Arriva Gioele, e lei lo imbocca, gli dà la minestra. Un’amica se lo porta fuori a giocare. Dice: «Gioele è un altro bambino. Ci aiuta ad andare avanti, a vivere. Però, ne manca sempre uno. Oggi avrebbe compiuto sei anni». A Davide, racconta, hanno dovuto dire tutto: «Non gli ho nascosto niente, purtroppo gli abbiamo dovuto dire tutta la verità, anche come è morto suo fratello». Davide è uno strano bimbo, con gli occhi da grande e un sorriso triste, amaro.

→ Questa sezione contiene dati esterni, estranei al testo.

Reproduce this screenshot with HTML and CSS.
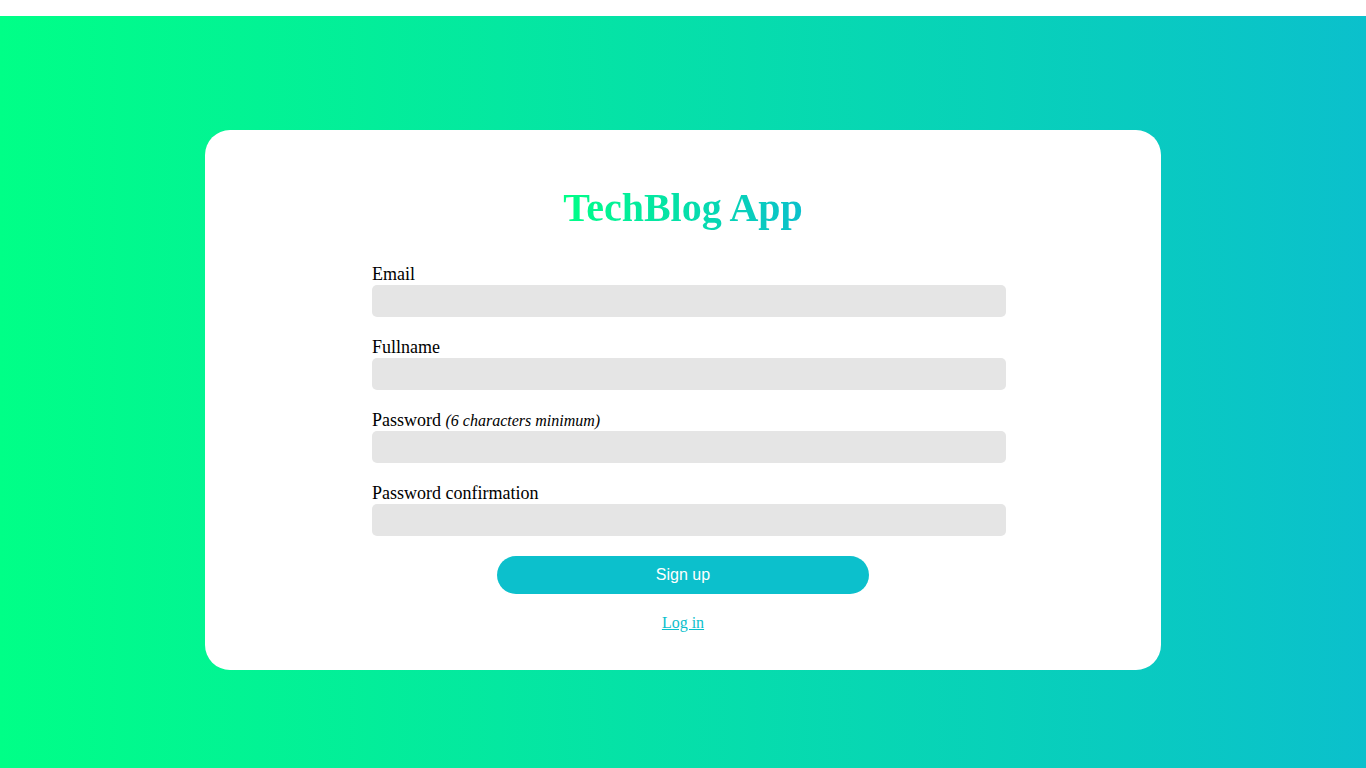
FILE: index.html
```html
<!DOCTYPE html>
<html lang="en">
<head>
<meta charset="utf-8">
<title>TechBlog App - Sign up</title>
<link rel="stylesheet" href="styles.css">
</head>
<body>
<div class="page">
  <main class="card">
    <h1 class="title">TechBlog App</h1>
    <form class="form">
      <div class="field">
        <label class="label" for="email">Email</label>
        <input class="input" id="email" type="email" autofocus>
      </div>
      <div class="field">
        <label class="label" for="fullname">Fullname</label>
        <input class="input" id="fullname" type="text">
      </div>
      <div class="field">
        <label class="label" for="password">Password <em class="hint">(6 characters minimum)</em></label>
        <input class="input" id="password" type="password">
      </div>
      <div class="field">
        <label class="label" for="password_confirmation">Password confirmation</label>
        <input class="input" id="password_confirmation" type="password">
      </div>
      <div class="actions">
        <button class="button" type="button">Sign up</button>
      </div>
    </form>
    <div class="links">
      <a class="link" href="#">Log in</a>
    </div>
  </main>
</div>
</body>
</html>
```
FILE: styles.css
```css
html, body {
  margin: 0;
  padding: 0;
}

body {
  font-family: "Liberation Serif", "Times New Roman", serif;
  color: #000;
}

.page {
  margin-top: 16px;
  width: 100vw;
  height: 100vh;
  background: linear-gradient(to right, #00ff87, #0bc0cc);
  display: flex;
  align-items: center;
  justify-content: center;
}

.card {
  width: 70%;
  box-sizing: border-box;
  background: #fff;
  border-radius: 25px;
  padding: 55px 0 38px;
  display: flex;
  flex-direction: column;
  align-items: center;
}

.title {
  margin: 0;
  font-size: 40px;
  font-weight: bold;
  line-height: 46px;
  background: linear-gradient(to right, #00ff87, #0bc0cc);
  -webkit-background-clip: text;
  background-clip: text;
  color: transparent;
}

.form {
  width: 622px;
  margin-top: 33px;
  display: flex;
  flex-direction: column;
}

.field {
  display: flex;
  flex-direction: column;
  margin-bottom: 20px;
}

.label {
  font-size: 18px;
  line-height: 21px;
}

.hint {
  font-size: 16px;
}

.input {
  width: 634px;
  height: 32px;
  box-sizing: border-box;
  border: none;
  border-radius: 5px;
  background: #e5e5e5;
  padding: 0 9px;
  font-family: "Liberation Sans", Arial, sans-serif;
  font-size: 16px;
  outline: none;
  caret-color: #000;
}

.actions {
  display: flex;
  justify-content: center;
}

.button {
  width: 372px;
  height: 38px;
  border: none;
  border-radius: 19px;
  background: #0cc0cc;
  color: #fff;
  font-family: "Liberation Sans", Arial, sans-serif;
  font-size: 16px;
  cursor: pointer;
}

.links {
  margin-top: 20px;
  font-size: 16px;
  line-height: 18px;
}

.link {
  color: #0bc0cc;
  text-decoration: underline;
}
```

Ormai il paese è chiuso fuori, e quando vengono a bussare per chiamarla a cena, lei dice «dopo, vengo dopo», e spiega che per un anno non ci ha mai creduto che puntassero a lei, che era apatica, che dentro di sé pensava che non era vero, che era un trucco per stanare il vero colpevole, anche quando l’hanno portata in carcere, e che solo quando ha letto la sentenza della Cassazione s’è svegliata all’improvviso e s’è accorta di tutto: «C’era scritto lucida assassina, ma questa sono io. Pensano che sia io».
Adesso tira fuori lo zainetto di Samuele, e lo spiega come se fosse una persona, «queste sono le ciabattine che si metteva all’asilo perché dentro non si poteva portare le scarpe», e fa vedere le mutandine con scritto Samuele, la felpina, la maglietta. «Ogni tanto lo apro e vado a toccarlo e mi sembra di averlo qui». Comincia a piangere, non si ferma più. «A Gioele metto i vestiti di Samuele, ma le scarpe no. Quelle sono solo sue, io le sfioro ogni tanto come se potessi avere ancora lui». Ricorda che ha sempre sperato che riuscisse a vivere, «mentre lo portavano all’ospedale e dicevo forse i medici ce la fanno, ma avevo nelle mie mani un pezzo di cervello suo che m’era rimasto quando l’avevo sfiorato per sollevarlo. Dovevo rendermi conto che era impossibile». C’è un inviato della Rai, Roberto Pozzan, che non sa come fare per fermare il suo pianto. Se vuole andiamo, sussurra. E lei, «vi prego no. Non posso farlo con i miei bambini. E anche con Stefano perché lui soffre di più. Mi lasci sfogare». Un camioncino di legno, con la gru, «l’ultima cosa che abbiamo fatto assieme. Non ci lascio giocare nessuno, neanche Gioele». Lo tiene sopra il caminetto. Ecco. Singhiozza. C’è Samuele che sorride su una poltrona. Era l’Epifania 2002. Lui voleva dare il biberon a un cuginetto. «Io gli ho detto: aspetta. Sono corsa a prendere la macchina e gli ho fatto la foto». L’ultima foto sua. Poi la vita è cambiata, e non ci sono più foto.